• **Exercise prompt**: Write the records below out in full, character for character, with no pictures.

┄┄┄┄┄┄

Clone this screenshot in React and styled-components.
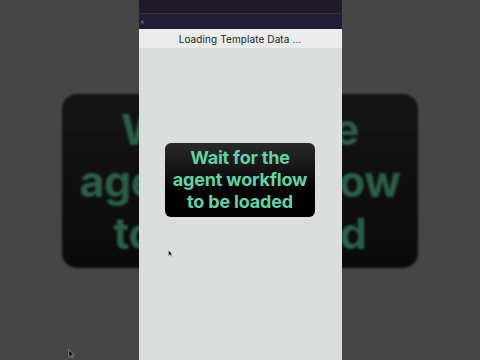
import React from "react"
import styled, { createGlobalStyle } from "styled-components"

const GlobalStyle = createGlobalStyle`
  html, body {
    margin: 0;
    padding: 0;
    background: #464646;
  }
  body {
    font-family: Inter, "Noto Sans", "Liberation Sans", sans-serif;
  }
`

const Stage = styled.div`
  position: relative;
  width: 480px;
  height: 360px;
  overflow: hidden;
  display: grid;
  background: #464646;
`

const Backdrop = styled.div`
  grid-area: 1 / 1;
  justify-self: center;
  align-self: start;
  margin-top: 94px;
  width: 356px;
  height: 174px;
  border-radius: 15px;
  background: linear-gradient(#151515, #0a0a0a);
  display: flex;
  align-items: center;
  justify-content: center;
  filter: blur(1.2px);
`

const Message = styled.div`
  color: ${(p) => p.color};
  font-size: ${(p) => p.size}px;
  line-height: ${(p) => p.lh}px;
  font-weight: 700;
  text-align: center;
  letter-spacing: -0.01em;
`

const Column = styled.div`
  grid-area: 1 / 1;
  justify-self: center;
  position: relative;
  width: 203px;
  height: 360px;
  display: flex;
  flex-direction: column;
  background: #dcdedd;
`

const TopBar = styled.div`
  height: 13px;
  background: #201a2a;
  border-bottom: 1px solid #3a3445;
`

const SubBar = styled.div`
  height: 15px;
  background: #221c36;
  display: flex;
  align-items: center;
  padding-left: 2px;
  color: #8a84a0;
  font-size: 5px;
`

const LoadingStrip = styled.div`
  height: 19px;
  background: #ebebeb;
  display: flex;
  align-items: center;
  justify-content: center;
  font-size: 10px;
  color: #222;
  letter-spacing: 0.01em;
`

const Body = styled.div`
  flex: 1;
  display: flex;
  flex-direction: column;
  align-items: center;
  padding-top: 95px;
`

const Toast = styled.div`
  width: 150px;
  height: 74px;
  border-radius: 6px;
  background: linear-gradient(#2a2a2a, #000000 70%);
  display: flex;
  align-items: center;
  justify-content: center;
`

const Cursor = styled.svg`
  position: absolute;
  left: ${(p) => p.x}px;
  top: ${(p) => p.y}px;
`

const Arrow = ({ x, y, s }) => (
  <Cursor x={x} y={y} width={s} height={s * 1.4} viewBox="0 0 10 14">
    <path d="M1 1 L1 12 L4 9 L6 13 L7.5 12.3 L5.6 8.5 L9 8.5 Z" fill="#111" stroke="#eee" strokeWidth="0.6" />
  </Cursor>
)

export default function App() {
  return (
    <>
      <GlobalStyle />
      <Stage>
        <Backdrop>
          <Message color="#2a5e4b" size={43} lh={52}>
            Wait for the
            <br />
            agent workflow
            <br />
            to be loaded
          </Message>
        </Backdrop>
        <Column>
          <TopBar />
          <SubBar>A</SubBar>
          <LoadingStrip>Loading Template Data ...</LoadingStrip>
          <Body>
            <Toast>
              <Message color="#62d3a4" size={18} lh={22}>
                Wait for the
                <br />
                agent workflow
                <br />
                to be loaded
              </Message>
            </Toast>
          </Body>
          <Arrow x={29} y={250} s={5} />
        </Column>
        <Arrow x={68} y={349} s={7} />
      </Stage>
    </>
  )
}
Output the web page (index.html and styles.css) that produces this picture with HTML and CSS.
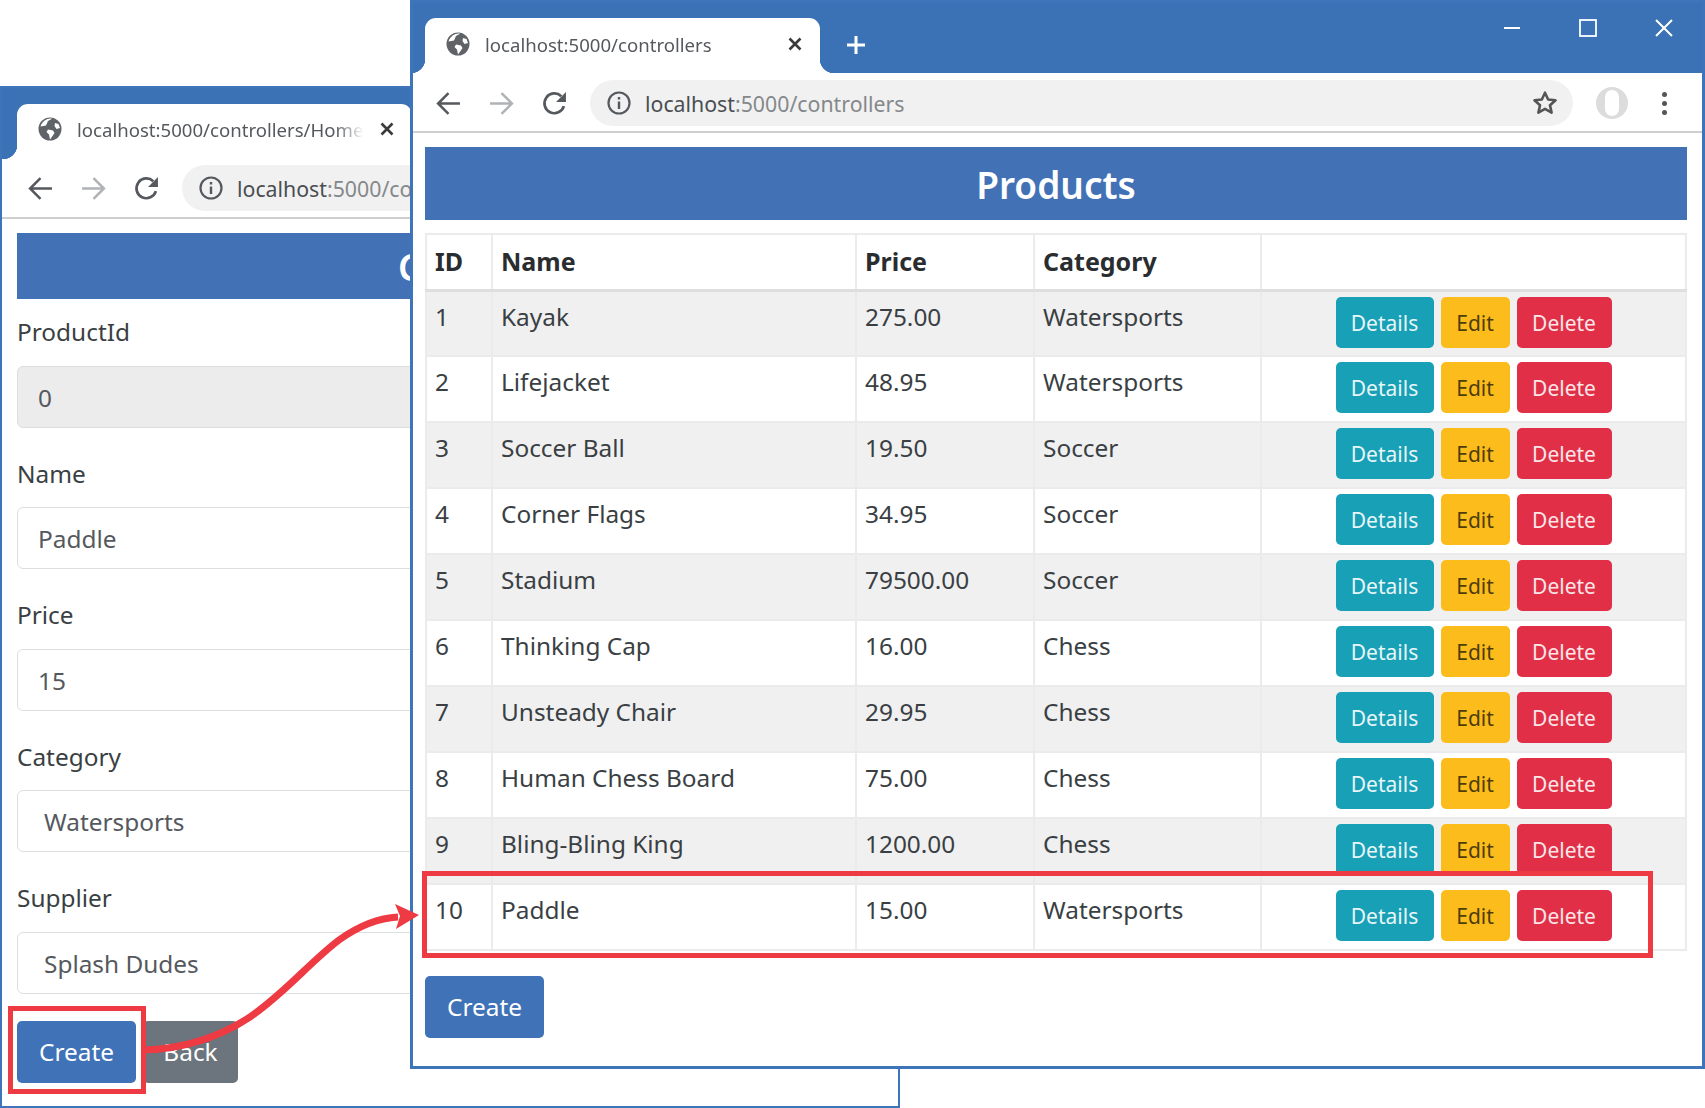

┄┄┄┄┄┄

• **Problem solution**:
Clone this screenshot in React and styled-components.
import React from "react"
import styled, { createGlobalStyle } from "styled-components"

const GlobalStyle = createGlobalStyle`
  html, body {
    margin: 0;
    padding: 0;
    background: #464646;
  }
  body {
    font-family: Inter, "Noto Sans", "Liberation Sans", sans-serif;
  }
`

const Stage = styled.div`
  position: relative;
  width: 480px;
  height: 360px;
  overflow: hidden;
  display: grid;
  background: #464646;
`

const Backdrop = styled.div`
  grid-area: 1 / 1;
  justify-self: center;
  align-self: start;
  margin-top: 94px;
  width: 356px;
  height: 174px;
  border-radius: 15px;
  background: linear-gradient(#151515, #0a0a0a);
  display: flex;
  align-items: center;
  justify-content: center;
  filter: blur(1.2px);
`

const Message = styled.div`
  color: ${(p) => p.color};
  font-size: ${(p) => p.size}px;
  line-height: ${(p) => p.lh}px;
  font-weight: 700;
  text-align: center;
  letter-spacing: -0.01em;
`

const Column = styled.div`
  grid-area: 1 / 1;
  justify-self: center;
  position: relative;
  width: 203px;
  height: 360px;
  display: flex;
  flex-direction: column;
  background: #dcdedd;
`

const TopBar = styled.div`
  height: 13px;
  background: #201a2a;
  border-bottom: 1px solid #3a3445;
`

const SubBar = styled.div`
  height: 15px;
  background: #221c36;
  display: flex;
  align-items: center;
  padding-left: 2px;
  color: #8a84a0;
  font-size: 5px;
`

const LoadingStrip = styled.div`
  height: 19px;
  background: #ebebeb;
  display: flex;
  align-items: center;
  justify-content: center;
  font-size: 10px;
  color: #222;
  letter-spacing: 0.01em;
`

const Body = styled.div`
  flex: 1;
  display: flex;
  flex-direction: column;
  align-items: center;
  padding-top: 95px;
`

const Toast = styled.div`
  width: 150px;
  height: 74px;
  border-radius: 6px;
  background: linear-gradient(#2a2a2a, #000000 70%);
  display: flex;
  align-items: center;
  justify-content: center;
`

const Cursor = styled.svg`
  position: absolute;
  left: ${(p) => p.x}px;
  top: ${(p) => p.y}px;
`

const Arrow = ({ x, y, s }) => (
  <Cursor x={x} y={y} width={s} height={s * 1.4} viewBox="0 0 10 14">
    <path d="M1 1 L1 12 L4 9 L6 13 L7.5 12.3 L5.6 8.5 L9 8.5 Z" fill="#111" stroke="#eee" strokeWidth="0.6" />
  </Cursor>
)

export default function App() {
  return (
    <>
      <GlobalStyle />
      <Stage>
        <Backdrop>
          <Message color="#2a5e4b" size={43} lh={52}>
            Wait for the
            <br />
            agent workflow
            <br />
            to be loaded
          </Message>
        </Backdrop>
        <Column>
          <TopBar />
          <SubBar>A</SubBar>
          <LoadingStrip>Loading Template Data ...</LoadingStrip>
          <Body>
            <Toast>
              <Message color="#62d3a4" size={18} lh={22}>
                Wait for the
                <br />
                agent workflow
                <br />
                to be loaded
              </Message>
            </Toast>
          </Body>
          <Arrow x={29} y={250} s={5} />
        </Column>
        <Arrow x={68} y={349} s={7} />
      </Stage>
    </>
  )
}
Output the web page (index.html and styles.css) that produces this picture with HTML and CSS.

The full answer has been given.